%%

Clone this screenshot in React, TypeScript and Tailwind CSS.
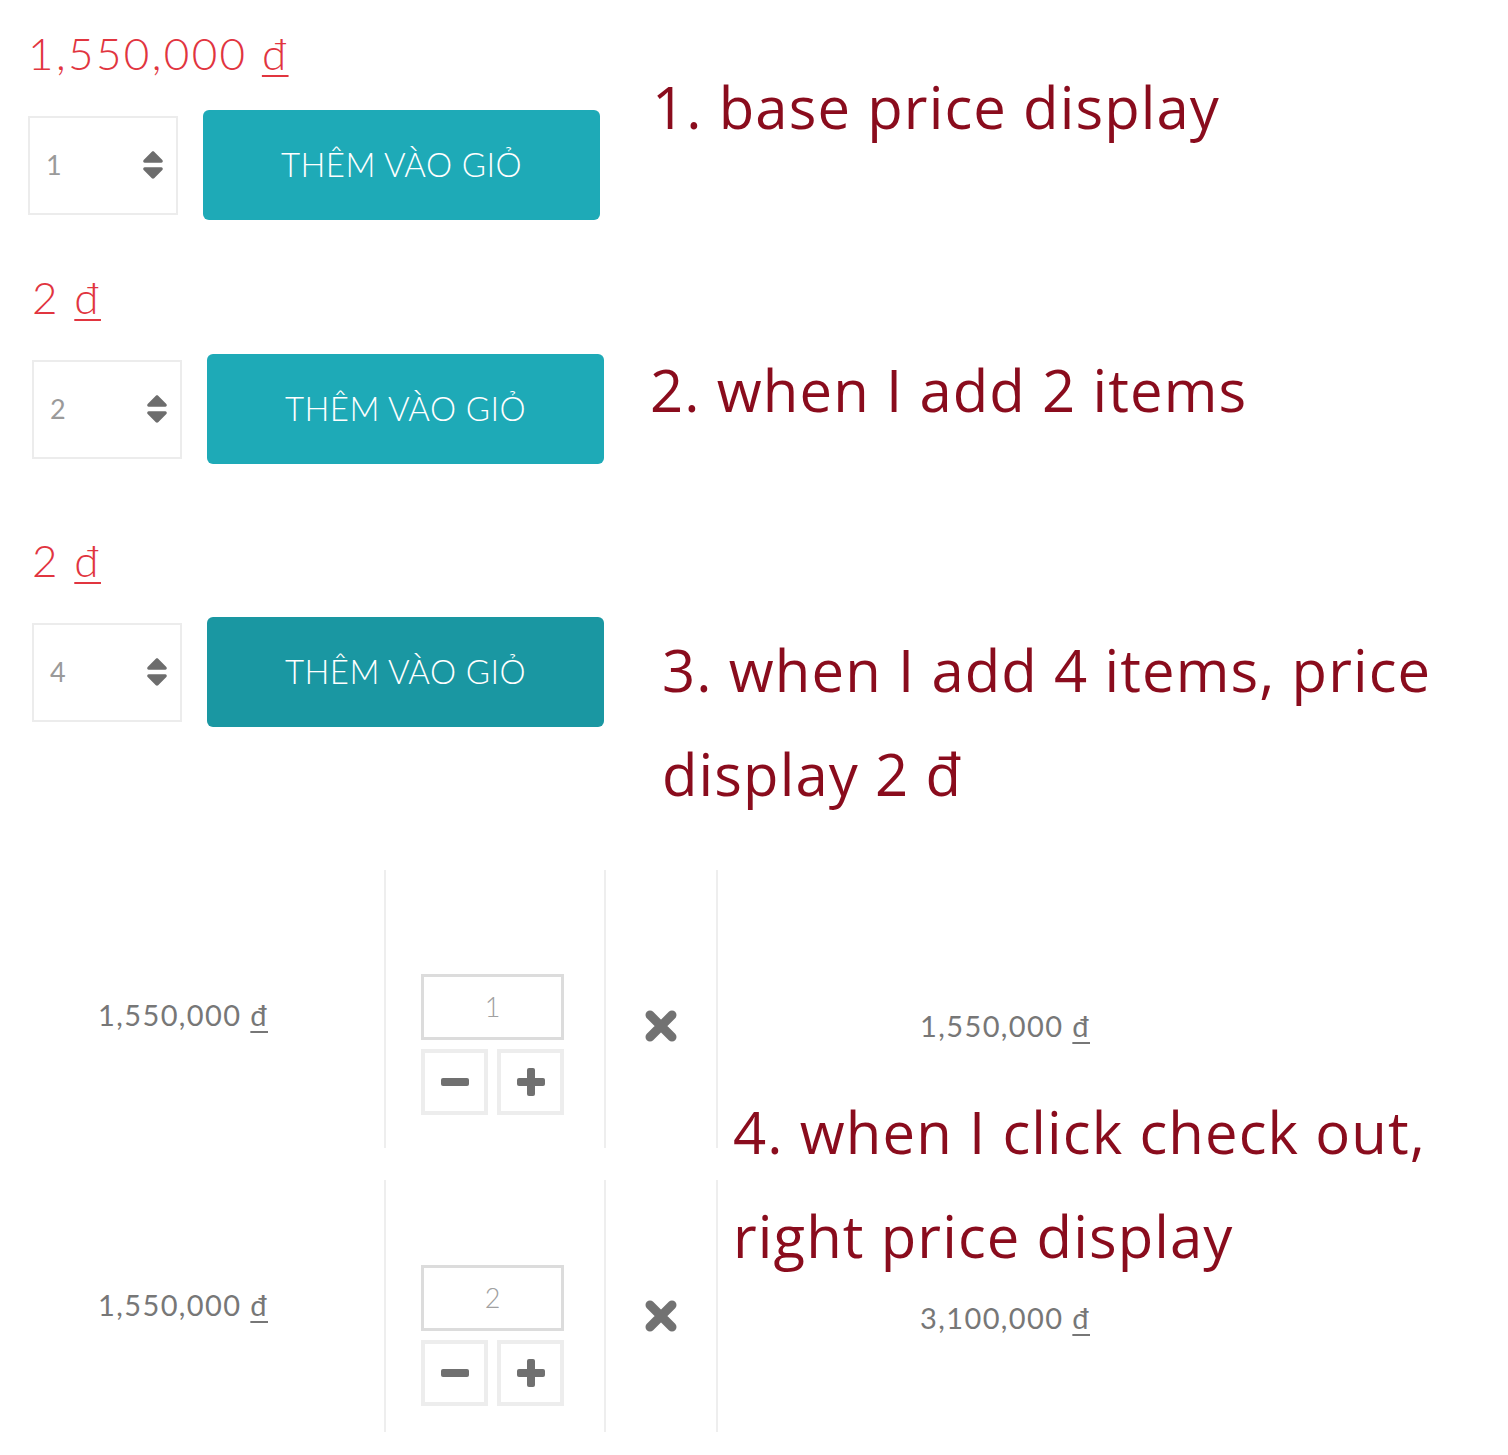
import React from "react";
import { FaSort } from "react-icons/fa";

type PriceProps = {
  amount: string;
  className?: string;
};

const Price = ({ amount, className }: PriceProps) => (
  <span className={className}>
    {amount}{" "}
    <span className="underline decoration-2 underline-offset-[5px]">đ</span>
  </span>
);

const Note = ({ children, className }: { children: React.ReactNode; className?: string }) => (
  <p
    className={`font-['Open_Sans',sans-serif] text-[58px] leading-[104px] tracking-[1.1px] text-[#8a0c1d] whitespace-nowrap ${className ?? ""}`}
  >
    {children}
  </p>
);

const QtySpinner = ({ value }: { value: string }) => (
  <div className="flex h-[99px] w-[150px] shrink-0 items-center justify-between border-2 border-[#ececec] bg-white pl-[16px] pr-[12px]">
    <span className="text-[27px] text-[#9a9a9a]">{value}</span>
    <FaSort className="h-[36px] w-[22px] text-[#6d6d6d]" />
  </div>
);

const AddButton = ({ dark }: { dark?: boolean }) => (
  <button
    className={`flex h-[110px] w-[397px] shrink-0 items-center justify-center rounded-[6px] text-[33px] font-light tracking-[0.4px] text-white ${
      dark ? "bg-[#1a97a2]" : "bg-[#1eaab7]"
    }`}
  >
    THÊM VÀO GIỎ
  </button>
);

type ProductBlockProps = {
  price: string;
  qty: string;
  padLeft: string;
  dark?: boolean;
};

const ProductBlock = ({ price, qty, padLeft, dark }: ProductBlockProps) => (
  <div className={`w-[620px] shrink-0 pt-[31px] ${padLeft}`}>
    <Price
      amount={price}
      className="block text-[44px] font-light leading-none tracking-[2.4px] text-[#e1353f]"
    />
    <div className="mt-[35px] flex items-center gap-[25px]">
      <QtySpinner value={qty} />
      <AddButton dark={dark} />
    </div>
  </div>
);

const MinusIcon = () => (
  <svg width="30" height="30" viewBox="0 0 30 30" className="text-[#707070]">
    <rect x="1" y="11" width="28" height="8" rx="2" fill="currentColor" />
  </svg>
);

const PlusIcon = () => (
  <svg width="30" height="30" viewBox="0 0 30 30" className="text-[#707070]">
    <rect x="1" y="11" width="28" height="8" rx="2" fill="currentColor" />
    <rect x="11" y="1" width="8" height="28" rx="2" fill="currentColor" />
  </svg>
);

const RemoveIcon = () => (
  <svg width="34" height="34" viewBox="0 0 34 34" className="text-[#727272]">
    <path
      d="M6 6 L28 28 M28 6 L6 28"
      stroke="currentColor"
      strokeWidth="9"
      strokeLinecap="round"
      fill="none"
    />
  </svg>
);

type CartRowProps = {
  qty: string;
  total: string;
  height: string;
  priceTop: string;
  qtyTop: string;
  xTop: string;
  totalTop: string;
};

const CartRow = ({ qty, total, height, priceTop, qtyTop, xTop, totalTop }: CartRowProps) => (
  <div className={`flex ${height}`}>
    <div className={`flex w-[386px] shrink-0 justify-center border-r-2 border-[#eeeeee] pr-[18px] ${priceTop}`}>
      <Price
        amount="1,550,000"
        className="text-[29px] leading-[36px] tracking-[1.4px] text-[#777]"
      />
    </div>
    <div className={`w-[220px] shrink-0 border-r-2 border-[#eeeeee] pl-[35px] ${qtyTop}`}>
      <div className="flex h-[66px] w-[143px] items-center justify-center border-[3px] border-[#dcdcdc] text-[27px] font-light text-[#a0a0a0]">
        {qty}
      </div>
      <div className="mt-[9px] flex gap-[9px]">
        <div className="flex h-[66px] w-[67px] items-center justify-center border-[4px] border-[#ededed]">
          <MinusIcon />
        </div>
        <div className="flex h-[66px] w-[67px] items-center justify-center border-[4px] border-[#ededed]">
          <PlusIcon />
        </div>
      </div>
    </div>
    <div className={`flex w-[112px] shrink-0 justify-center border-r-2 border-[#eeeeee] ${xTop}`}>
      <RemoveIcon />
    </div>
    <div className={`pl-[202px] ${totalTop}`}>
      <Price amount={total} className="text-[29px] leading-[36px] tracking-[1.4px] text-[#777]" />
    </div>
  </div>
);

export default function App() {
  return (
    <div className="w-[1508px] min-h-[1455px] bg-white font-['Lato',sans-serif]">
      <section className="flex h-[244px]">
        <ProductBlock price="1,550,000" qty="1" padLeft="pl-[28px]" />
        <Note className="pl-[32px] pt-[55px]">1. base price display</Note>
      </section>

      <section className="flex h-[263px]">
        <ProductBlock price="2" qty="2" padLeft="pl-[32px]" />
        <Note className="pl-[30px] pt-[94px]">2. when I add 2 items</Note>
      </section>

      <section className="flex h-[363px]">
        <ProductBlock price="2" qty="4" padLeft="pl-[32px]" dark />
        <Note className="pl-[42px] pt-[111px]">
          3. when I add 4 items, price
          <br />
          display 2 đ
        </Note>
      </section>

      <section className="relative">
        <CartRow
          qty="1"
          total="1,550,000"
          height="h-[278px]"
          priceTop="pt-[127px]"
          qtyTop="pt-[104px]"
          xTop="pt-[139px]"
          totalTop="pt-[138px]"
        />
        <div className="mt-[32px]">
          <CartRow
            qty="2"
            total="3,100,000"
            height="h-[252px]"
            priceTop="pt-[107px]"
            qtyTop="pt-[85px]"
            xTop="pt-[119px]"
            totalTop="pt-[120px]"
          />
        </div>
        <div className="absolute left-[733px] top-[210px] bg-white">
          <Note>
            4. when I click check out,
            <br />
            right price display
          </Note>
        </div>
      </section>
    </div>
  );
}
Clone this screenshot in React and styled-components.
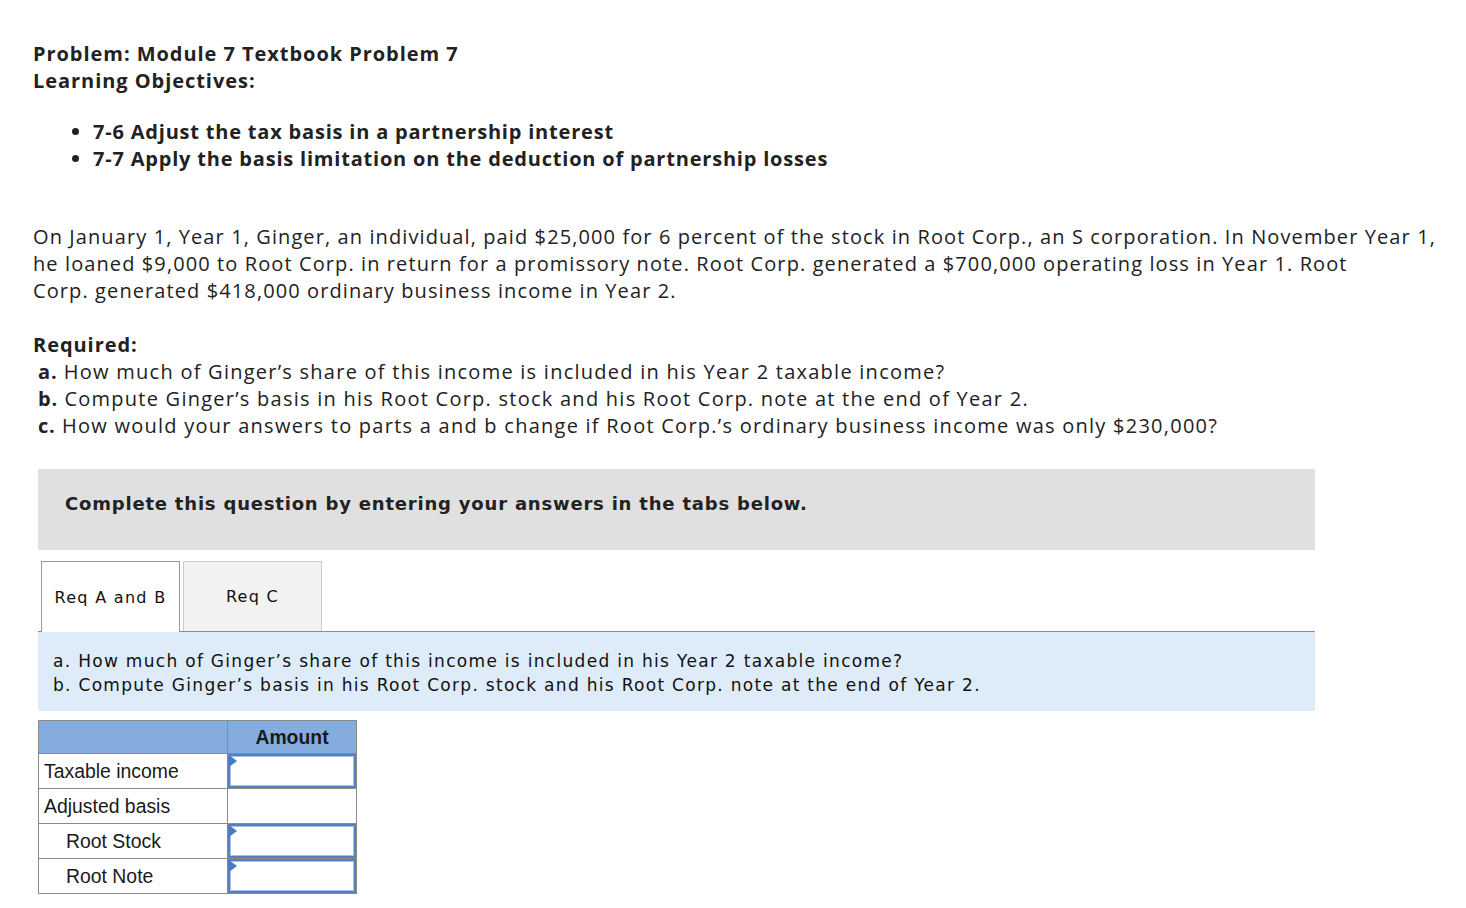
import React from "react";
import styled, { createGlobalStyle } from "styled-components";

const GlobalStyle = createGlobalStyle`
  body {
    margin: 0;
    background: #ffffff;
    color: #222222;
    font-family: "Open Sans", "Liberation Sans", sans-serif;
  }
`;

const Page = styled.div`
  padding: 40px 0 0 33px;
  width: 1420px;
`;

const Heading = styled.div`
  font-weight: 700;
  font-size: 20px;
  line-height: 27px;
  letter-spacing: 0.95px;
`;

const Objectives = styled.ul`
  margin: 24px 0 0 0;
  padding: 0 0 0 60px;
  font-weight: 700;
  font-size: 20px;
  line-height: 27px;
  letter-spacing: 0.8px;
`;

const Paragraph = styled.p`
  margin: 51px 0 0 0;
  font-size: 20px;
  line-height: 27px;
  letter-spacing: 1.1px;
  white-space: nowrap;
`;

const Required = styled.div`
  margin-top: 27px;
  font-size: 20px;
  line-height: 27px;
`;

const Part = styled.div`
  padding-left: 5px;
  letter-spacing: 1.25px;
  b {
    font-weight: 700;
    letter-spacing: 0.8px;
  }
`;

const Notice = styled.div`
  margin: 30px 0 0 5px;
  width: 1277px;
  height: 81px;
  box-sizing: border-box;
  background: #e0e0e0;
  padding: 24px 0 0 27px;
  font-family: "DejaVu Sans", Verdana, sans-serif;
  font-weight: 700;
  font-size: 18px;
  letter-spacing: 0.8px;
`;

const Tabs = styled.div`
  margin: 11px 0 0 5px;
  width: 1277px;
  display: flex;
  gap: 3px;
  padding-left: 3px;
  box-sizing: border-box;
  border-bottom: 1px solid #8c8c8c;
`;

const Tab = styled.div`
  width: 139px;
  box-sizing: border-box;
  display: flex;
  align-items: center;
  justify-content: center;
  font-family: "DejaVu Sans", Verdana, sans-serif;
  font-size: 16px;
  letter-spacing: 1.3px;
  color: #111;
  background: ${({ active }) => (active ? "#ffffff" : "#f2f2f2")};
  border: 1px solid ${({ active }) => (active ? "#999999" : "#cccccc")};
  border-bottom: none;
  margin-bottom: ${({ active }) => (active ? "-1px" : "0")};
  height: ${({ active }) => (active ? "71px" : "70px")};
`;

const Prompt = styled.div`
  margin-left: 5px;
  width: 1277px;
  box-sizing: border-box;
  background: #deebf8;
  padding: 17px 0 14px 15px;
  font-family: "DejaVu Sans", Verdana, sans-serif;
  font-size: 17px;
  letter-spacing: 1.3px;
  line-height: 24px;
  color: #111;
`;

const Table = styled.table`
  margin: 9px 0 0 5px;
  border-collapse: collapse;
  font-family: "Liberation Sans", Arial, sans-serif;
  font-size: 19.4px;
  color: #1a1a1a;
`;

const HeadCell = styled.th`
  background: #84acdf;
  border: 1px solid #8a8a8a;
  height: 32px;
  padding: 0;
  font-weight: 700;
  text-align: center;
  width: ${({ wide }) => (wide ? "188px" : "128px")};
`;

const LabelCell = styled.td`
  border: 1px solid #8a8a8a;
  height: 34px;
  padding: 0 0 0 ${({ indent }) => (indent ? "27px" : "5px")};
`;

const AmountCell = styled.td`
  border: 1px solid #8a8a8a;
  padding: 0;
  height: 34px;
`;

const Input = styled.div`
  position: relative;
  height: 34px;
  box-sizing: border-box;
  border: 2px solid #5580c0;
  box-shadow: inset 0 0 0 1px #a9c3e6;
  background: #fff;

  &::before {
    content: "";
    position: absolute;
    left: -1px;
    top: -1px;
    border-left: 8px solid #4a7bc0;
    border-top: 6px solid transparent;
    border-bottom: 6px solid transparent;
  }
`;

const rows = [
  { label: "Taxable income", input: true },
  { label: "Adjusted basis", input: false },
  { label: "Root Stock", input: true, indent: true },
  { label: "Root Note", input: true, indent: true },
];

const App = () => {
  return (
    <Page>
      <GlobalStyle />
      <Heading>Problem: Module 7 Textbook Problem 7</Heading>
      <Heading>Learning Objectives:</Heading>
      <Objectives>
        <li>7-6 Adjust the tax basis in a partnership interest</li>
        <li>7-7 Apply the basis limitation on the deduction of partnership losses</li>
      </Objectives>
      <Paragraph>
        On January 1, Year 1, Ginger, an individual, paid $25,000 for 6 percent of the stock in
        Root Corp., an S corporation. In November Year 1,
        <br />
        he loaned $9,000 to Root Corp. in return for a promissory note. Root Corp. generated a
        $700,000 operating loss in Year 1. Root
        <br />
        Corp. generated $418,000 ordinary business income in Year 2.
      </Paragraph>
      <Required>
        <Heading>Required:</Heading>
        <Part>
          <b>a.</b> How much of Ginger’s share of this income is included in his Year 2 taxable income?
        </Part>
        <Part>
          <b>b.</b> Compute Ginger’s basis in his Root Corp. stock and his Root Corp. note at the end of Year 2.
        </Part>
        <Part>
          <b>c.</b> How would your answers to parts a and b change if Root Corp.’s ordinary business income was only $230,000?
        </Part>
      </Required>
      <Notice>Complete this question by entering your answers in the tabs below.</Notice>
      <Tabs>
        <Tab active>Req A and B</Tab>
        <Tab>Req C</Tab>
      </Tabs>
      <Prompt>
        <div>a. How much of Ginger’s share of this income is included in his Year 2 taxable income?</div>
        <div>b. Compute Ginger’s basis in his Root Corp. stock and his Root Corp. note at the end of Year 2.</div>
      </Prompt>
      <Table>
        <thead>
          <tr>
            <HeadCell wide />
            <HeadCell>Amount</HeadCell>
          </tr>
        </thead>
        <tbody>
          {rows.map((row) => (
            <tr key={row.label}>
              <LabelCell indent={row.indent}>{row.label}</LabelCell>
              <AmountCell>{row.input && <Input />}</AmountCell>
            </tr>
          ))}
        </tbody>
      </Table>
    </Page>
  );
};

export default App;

%%

What you are asked to do: Using the records above, pull out each line where the word "Clone" occurs.

Written response:
Clone this screenshot in React, TypeScript and Tailwind CSS.
Clone this screenshot in React and styled-components.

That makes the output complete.